Italian political party

Christian Democracy (Democrazia Cristiana, DC) is a minor Christian democratic political party in Italy.

The party, one of the several supposed heirs of the defunct Christian Democracy (DC), was started in February 2023 by Antonio Cirillo, a lawyer from Torre del Greco, who was elected secretary during a congress summoned in force of the old DC's 1984 statute. The party was soon joined by Fabio Desideri, former mayor of Marino and regional councillor in Lazio until 2010, and Elisabetta Trenta, a former minister of Defence in the first Conte government, representing the Five Star Movement (M5S).

In April 2023 the party's usage of the name "Christian Democracy" was challenged in court by Angelo Sandri of another Christian Democracy. For his part, Cirillo challenged several other groups for using the old DC's party logo. In the meantime, the party tried to participate in the 2023 Molise regional election, but was excluded for technical reasons.

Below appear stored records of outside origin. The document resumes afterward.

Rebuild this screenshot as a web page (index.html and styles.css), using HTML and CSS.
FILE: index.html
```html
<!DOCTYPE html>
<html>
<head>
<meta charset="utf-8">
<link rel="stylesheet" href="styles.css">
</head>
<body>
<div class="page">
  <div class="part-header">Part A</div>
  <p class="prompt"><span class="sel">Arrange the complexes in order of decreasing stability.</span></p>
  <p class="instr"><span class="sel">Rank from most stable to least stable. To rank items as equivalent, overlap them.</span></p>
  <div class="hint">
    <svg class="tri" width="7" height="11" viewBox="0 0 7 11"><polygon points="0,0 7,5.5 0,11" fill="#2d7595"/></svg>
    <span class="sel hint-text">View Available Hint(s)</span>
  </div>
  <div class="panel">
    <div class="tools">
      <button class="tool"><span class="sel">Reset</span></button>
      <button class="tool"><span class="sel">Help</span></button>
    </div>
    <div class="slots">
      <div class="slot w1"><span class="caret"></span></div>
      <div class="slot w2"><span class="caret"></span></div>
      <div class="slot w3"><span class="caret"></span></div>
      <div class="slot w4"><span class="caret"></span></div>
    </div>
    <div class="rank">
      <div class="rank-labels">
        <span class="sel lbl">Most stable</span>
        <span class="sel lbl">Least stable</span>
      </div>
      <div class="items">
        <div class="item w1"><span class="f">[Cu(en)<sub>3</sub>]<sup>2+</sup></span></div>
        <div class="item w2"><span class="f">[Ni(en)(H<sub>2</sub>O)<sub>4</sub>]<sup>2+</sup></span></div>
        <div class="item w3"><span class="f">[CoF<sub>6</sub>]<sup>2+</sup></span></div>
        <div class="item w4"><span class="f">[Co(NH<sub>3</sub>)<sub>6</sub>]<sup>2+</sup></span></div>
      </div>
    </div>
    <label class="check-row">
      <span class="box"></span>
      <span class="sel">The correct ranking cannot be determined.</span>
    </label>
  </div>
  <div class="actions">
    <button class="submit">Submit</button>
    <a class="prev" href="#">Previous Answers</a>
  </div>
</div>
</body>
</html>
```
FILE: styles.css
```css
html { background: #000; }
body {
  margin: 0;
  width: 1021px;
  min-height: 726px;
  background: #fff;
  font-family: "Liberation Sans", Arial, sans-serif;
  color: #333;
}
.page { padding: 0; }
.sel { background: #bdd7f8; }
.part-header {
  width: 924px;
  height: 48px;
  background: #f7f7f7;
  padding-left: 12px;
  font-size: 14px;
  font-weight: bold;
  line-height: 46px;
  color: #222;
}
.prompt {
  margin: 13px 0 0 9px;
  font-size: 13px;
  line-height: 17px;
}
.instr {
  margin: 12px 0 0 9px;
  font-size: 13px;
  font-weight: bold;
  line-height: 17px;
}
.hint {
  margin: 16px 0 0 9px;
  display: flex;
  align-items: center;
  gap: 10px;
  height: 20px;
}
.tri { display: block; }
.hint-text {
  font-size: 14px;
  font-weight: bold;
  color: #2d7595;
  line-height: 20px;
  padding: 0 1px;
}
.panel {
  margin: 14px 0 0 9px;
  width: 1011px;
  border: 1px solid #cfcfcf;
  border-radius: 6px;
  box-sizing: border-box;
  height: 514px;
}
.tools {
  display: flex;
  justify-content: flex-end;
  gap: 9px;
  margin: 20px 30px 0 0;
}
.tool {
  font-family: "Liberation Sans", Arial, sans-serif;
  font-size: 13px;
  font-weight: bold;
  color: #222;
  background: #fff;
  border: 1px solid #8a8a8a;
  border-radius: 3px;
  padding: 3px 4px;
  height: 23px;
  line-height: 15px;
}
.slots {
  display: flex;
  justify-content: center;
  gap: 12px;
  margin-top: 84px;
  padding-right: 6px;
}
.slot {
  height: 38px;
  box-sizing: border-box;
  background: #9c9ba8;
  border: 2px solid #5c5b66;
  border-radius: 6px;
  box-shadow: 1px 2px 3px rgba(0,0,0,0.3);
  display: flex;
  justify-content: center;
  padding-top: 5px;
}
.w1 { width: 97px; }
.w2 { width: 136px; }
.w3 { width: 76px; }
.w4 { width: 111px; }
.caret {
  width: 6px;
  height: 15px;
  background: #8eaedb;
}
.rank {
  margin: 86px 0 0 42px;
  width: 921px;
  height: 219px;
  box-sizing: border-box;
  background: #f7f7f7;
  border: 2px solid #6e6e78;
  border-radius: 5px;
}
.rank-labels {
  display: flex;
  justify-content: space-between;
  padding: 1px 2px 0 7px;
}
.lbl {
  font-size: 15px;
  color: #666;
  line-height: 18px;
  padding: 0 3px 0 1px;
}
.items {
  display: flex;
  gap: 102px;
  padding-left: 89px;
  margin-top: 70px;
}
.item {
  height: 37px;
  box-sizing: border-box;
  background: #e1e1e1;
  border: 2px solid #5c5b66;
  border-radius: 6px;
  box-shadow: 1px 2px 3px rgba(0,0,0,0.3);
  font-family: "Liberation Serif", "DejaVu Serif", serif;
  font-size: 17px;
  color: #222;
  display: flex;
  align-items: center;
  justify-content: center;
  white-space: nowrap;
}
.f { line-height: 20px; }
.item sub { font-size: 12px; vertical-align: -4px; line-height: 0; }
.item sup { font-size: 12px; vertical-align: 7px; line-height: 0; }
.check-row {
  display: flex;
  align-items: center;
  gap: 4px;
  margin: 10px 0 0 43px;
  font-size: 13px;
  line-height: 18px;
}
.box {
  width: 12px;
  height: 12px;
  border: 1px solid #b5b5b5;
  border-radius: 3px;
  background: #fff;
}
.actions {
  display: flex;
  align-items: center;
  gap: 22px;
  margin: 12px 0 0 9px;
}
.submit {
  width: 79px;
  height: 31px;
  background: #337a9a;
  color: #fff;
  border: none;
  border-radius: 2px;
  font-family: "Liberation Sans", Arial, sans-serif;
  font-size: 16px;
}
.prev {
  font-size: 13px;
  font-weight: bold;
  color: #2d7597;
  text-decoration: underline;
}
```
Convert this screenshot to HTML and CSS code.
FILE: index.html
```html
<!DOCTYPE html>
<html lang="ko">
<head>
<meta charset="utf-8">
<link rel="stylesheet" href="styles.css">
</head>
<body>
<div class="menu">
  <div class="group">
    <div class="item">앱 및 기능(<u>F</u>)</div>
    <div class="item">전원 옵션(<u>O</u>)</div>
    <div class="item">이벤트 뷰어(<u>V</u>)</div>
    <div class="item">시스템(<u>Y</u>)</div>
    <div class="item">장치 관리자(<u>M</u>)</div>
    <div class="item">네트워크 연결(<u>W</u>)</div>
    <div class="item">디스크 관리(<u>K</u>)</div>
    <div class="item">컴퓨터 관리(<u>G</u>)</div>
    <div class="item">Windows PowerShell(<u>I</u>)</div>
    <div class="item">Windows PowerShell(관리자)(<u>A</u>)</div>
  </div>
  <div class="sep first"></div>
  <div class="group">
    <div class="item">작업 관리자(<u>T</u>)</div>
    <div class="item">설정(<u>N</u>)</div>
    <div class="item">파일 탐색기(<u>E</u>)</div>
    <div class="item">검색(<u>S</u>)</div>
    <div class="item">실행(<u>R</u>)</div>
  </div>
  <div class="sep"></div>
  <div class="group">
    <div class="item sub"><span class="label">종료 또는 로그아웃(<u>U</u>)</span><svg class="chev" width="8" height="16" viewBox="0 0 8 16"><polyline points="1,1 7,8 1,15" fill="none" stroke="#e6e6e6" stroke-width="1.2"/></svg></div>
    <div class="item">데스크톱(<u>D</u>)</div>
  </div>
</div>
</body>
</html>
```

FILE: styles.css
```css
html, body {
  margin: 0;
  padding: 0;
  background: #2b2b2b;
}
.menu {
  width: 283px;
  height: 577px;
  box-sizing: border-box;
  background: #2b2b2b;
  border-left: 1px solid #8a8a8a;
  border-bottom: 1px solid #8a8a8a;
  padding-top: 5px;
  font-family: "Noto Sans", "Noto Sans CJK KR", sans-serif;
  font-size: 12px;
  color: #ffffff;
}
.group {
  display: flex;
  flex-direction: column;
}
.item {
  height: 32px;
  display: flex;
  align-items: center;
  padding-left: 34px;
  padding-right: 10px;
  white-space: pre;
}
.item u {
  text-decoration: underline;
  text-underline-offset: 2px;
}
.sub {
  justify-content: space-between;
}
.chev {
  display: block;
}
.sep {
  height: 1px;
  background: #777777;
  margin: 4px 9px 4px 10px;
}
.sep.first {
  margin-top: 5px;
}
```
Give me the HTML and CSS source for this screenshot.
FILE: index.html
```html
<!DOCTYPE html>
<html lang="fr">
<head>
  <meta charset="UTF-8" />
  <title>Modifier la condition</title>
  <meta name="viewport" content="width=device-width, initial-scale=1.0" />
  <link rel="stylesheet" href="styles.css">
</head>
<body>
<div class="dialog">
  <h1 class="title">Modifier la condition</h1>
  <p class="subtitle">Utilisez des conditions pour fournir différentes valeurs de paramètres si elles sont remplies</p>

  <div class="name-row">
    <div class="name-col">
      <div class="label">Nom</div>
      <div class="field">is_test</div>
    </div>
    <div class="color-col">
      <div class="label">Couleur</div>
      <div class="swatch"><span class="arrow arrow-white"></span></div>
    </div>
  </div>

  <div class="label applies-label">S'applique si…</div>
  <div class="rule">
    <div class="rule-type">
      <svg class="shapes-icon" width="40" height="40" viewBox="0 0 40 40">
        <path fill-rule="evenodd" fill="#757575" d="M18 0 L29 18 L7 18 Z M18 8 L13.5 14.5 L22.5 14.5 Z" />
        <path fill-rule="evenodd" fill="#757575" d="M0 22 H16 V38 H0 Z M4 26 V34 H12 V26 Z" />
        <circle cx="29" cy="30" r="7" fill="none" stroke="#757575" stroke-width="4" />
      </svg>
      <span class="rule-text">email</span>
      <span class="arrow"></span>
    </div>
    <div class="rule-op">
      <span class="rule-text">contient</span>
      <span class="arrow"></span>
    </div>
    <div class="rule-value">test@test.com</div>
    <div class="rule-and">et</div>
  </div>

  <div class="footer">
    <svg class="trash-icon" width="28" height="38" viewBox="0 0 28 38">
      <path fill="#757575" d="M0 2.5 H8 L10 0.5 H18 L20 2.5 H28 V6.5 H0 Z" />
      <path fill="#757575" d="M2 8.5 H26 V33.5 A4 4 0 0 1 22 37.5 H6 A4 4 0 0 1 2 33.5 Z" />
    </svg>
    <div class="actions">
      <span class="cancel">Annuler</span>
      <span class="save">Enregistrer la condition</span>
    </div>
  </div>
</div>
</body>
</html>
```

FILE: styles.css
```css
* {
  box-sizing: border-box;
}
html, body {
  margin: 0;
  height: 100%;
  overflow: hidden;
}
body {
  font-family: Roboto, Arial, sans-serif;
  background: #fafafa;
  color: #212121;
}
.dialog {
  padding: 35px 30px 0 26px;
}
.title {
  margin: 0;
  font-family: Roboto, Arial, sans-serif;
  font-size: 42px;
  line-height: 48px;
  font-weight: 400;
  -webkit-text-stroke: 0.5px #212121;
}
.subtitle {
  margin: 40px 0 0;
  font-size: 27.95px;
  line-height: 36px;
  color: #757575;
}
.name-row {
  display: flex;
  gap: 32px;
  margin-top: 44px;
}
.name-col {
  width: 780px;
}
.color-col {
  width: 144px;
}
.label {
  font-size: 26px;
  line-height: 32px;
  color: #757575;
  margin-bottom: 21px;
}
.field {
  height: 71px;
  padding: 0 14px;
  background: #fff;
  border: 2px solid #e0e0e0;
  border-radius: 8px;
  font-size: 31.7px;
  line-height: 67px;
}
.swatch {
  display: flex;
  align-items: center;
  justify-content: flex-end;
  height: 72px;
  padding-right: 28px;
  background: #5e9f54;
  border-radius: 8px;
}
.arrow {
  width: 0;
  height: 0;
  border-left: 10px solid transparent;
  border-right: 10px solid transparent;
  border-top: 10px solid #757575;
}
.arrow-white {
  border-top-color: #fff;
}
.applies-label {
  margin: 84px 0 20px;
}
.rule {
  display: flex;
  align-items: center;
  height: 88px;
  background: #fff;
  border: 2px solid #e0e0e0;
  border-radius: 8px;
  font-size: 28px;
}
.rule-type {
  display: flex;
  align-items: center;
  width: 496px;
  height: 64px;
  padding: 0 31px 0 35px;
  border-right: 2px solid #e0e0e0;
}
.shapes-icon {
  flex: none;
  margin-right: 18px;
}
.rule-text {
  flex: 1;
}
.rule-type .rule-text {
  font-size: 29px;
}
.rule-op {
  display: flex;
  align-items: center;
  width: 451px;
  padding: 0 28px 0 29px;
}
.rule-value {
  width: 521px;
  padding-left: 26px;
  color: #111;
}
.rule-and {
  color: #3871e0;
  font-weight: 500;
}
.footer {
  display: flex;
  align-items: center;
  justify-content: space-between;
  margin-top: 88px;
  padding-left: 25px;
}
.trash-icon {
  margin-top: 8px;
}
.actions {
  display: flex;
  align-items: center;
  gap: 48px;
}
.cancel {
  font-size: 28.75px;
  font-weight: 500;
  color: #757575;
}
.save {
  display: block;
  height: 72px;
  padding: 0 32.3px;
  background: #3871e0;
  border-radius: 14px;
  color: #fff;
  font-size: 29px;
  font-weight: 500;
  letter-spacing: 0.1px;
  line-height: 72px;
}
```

In the 2024 Sardinian regional election the party supported Paolo Truzzu for president and finally took part in the electoral list formed by Sardinia Alliance.

In February 2025, during an extraordinary congress, Trenta was elected secretary and Cirillo was sidelined. The following August senator Raffaele De Rosa, elected with the M5S and then part of the parliamentary group of Forza Italia, joined the party, giving it parliamentary representation. After a few weeks, De Rosa was appointed secretary of the party.

==Leadership==
- Secretary: Antonio Cirillo (2023–2025), Elisabetta Trenta (2025), Raffaele De Rosa (2025–present)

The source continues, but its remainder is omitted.